Today we’d like to introduce you to Lev Freedman.

Lev, please share your story with us. How did you get to where you are today?
Becoming a musician never felt destined for me; I wasn’t in the kitchen banging pots and pans together at 3-years-old, or grabbing toy microphones and singing front and center in my dad’s home videos. I’m not sure I ever looked like an artist. I think music just found me at the right times and filled holes I couldn’t fill. I was the quiet one between my brother and I, and a lot of things I loved remained silent. I had a great childhood and a really supportive family, I just didn’t know expression could be that much a part of life when I was a kid. So a lot of my love for music ended up a pretty private truth for half of my life – I’d always felt an urge to sing but never sang in front of anyone until the end of high school. I always knew music made me feel things other people didn’t seem to feel but didn’t know I could say it. When I found God Only Knows by The Beach Boys on my mom’s first-gen. iPod when I was 8, I’d take it on walks to school or synagogue and stay ten steps behind my family so I could listen to it on repeat. I’d never heard anything like it. I think something in me changed when I realized music like that existed, and again when I realized I could make it myself.

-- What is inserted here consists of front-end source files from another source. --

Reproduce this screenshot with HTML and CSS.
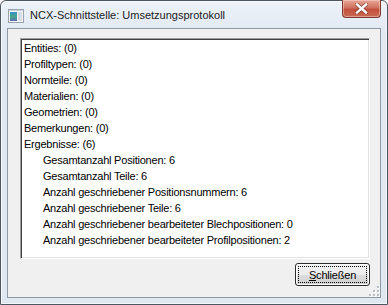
FILE: index.html
```
<!DOCTYPE html>
<html>
<head>
<meta charset="utf-8">
<link rel="stylesheet" href="styles.css">
</head>
<body>
<div class="window">
  <div class="titlebar">
    <span class="app-icon">
      <svg width="16" height="14" viewBox="0 0 16 14">
        <defs>
          <linearGradient id="ig" x1="0" y1="0" x2="0" y2="1">
            <stop offset="0" stop-color="#3a8fd0"/>
            <stop offset="0.5" stop-color="#46a58a"/>
            <stop offset="1" stop-color="#5a6fb8"/>
          </linearGradient>
        </defs>
        <rect x="0.5" y="0.5" width="15" height="13" fill="#f4f6f8" stroke="#9aa3ad"/>
        <rect x="2" y="3" width="7" height="9" fill="url(#ig)"/>
        <rect x="10" y="3" width="4" height="9" fill="#d8dde3"/>
        <rect x="1" y="1" width="14" height="1" fill="#c9d3de"/>
      </svg>
    </span>
    <span class="title">NCX-Schnittstelle: Umsetzungsprotokoll</span>
    <span class="close">
      <svg width="13" height="11" viewBox="0 0 13 11">
        <path d="M2 1.5 L11 9.5 M11 1.5 L2 9.5" stroke="#5a2a24" stroke-width="4" stroke-linecap="square" opacity="0.55"/>
        <path d="M2 1.5 L11 9.5 M11 1.5 L2 9.5" stroke="#ffffff" stroke-width="2.4" stroke-linecap="square"/>
      </svg>
    </span>
  </div>
  <div class="client">
    <div class="listbox">
      <div class="line">Entities: (0)</div>
      <div class="line">Profiltypen: (0)</div>
      <div class="line">Normteile: (0)</div>
      <div class="line">Materialien: (0)</div>
      <div class="line">Geometrien: (0)</div>
      <div class="line">Bemerkungen: (0)</div>
      <div class="line">Ergebnisse: (6)</div>
      <div class="line sub">Gesamtanzahl Positionen: 6</div>
      <div class="line sub">Gesamtanzahl Teile: 6</div>
      <div class="line sub">Anzahl geschriebener Positionsnummern: 6</div>
      <div class="line sub">Anzahl geschriebener Teile: 6</div>
      <div class="line sub">Anzahl geschriebener bearbeiteter Blechpositionen: 0</div>
      <div class="line sub">Anzahl geschriebener bearbeiteter Profilpositionen: 2</div>
    </div>
    <div class="actions">
      <button class="btn"><span class="focus"><u>S</u>chließen</span></button>
    </div>
    <div class="grip">
      <span></span><span></span><span></span>
      <span></span><span></span><span></span>
    </div>
  </div>
</div>
</body>
</html>
```
FILE: styles.css
```
html, body {
  margin: 0;
  padding: 0;
  background: #ffffff;
}

.window {
  position: relative;
  box-sizing: border-box;
  width: 388px;
  height: 305px;
  border: 1px solid #4d5661;
  border-radius: 6px 6px 0 0;
  background: linear-gradient(#eef3f9, #e1e9f3 30px, #dfe7f1);
  padding: 0 6px 6px 6px;
  display: flex;
  flex-direction: column;
  box-shadow: inset 1px 1px 0 #f8fbfe, inset -1px -1px 0 #f3f7fb;
}

.titlebar {
  height: 27px;
  display: flex;
  align-items: flex-start;
  flex: none;
}

.app-icon {
  display: flex;
  margin: 8px 0 0 1px;
  width: 16px;
  height: 14px;
}

.title {
  margin: 7px 0 0 6px;
  font-family: "Liberation Sans", Arial, sans-serif;
  font-size: 11px;
  line-height: 14px;
  color: #1a1a1a;
}

.close {
  margin-left: auto;
  margin-right: 0;
  margin-top: -1px;
  width: 39px;
  height: 18px;
  box-sizing: border-box;
  border: 1px solid #7c3a31;
  border-top: none;
  border-radius: 0 0 4px 4px;
  background: linear-gradient(#e9a898, #d0715f 45%, #c3503c 55%, #c86a54);
  box-shadow: inset 0 0 0 1px rgba(255, 220, 210, 0.45);
  display: flex;
  align-items: center;
  justify-content: center;
}

.client {
  position: relative;
  flex: 1;
  box-sizing: border-box;
  border: 1px solid #8f9aa6;
  background: #f0f0f0;
  padding: 9px 10px 0 12px;
  display: flex;
  flex-direction: column;
}

.listbox {
  box-sizing: border-box;
  height: 221px;
  background: #ffffff;
  border-style: solid;
  border-width: 1px;
  border-color: #a0a0a0 #ffffff #ffffff #a0a0a0;
  box-shadow: inset 1px 1px 0 #404040, inset -1px -1px 0 #e3e3e3;
  padding: 1px 2px;
  font-family: "Liberation Sans", Arial, sans-serif;
  font-size: 11px;
  letter-spacing: -0.22px;
  line-height: 16px;
  color: #000000;
}

.line {
  padding-left: 1px;
  white-space: nowrap;
}

.line.sub {
  padding-left: 20px;
}

.actions {
  display: flex;
  justify-content: flex-end;
  margin-top: 4px;
}

.btn {
  box-sizing: border-box;
  width: 75px;
  height: 23px;
  padding: 2px;
  margin: 0;
  border: 1px solid #2d2d2d;
  border-radius: 3px;
  background: linear-gradient(#f2f2f2, #ebebeb 50%, #dddddd 51%, #cfcfcf);
  box-shadow: inset 0 0 0 1px #fbfbfb;
  font-family: "Liberation Sans", Arial, sans-serif;
  font-size: 11px;
  letter-spacing: -0.2px;
  color: #000000;
  display: flex;
}

.focus {
  flex: 1;
  border: 1px dotted #000000;
  display: flex;
  align-items: center;
  justify-content: center;
  line-height: 14px;
}

.focus u {
  text-decoration-thickness: 1px;
  text-underline-offset: 1px;
}

.grip {
  position: absolute;
  right: 1px;
  bottom: 1px;
  width: 11px;
  height: 11px;
  display: grid;
  grid-template-columns: repeat(3, 2px);
  grid-template-rows: repeat(3, 2px);
  gap: 2px 2px;
  justify-content: end;
  align-content: end;
}

.grip span {
  width: 2px;
  height: 2px;
  background: #b8bec6;
  box-shadow: 1px 1px 0 #ffffff;
}

.grip span:nth-child(1) { grid-column: 3; grid-row: 1; }
.grip span:nth-child(2) { grid-column: 2; grid-row: 2; }
.grip span:nth-child(3) { grid-column: 3; grid-row: 2; }
.grip span:nth-child(4) { grid-column: 1; grid-row: 3; }
.grip span:nth-child(5) { grid-column: 2; grid-row: 3; }
.grip span:nth-child(6) { grid-column: 3; grid-row: 3; }
```
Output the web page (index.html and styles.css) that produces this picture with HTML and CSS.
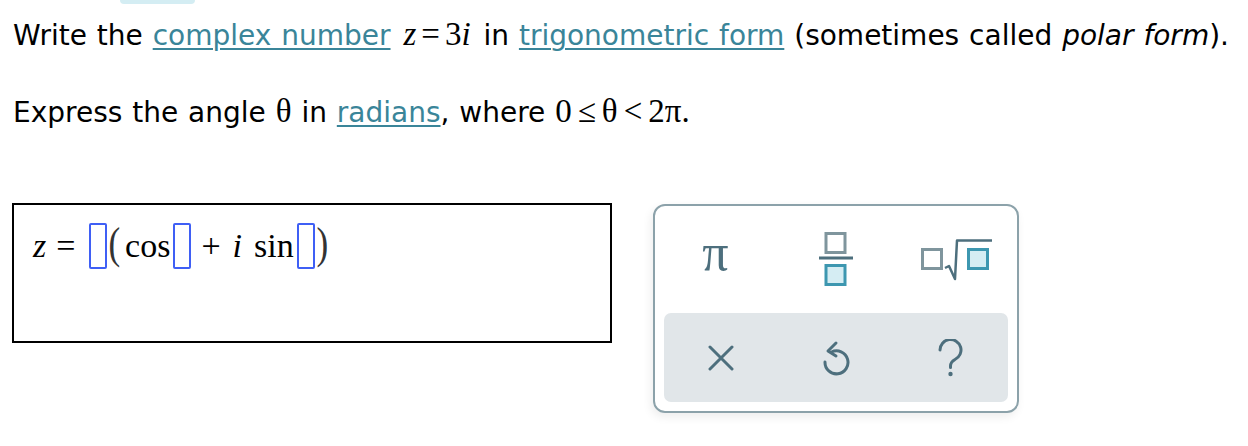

By 16, I was sure I’d go to Berklee College of Music, but my parents and I decided I ought to try pursuing academics first. I got into Brandeis University on scholarship and studied physics and mathematics for two years, but every day I’d come back to my dorm and play guitar or walk to the music building on campus and record drumming videos. After a year at Brandeis my family and I went on a trip to Tanzania and I got really sick and on the flight home I made the decision to pursue music for the rest of my life. It was a terrifying and unbelievably freeing realization to have. Choosing to do what I wanted with my life felt like a panic attack and a sigh of relief all at once. But a couple of weeks later, I brought up Berklee again to my parents, and with their approval I applied to transfer. I got in September of 2015 and started school that May.

Since Berklee, I’ve moved out to LA and started a career as a songwriter and an artist, and this year I’m releasing my debut project, A Year Underwater. Music became a really powerful outlet for me in the last three years and I think if I could do anything with my songs it’d be to empower other people the way I’ve been empowered. Making these songs has given me the freedom to say things I couldn’t always find the courage to say otherwise. Like a lot of people, I think insecurity has defined parts of my life I wish it hadn’t. I just want to connect with people on this idea that we’ve all had painful self-judgment that we desperately want to let go of.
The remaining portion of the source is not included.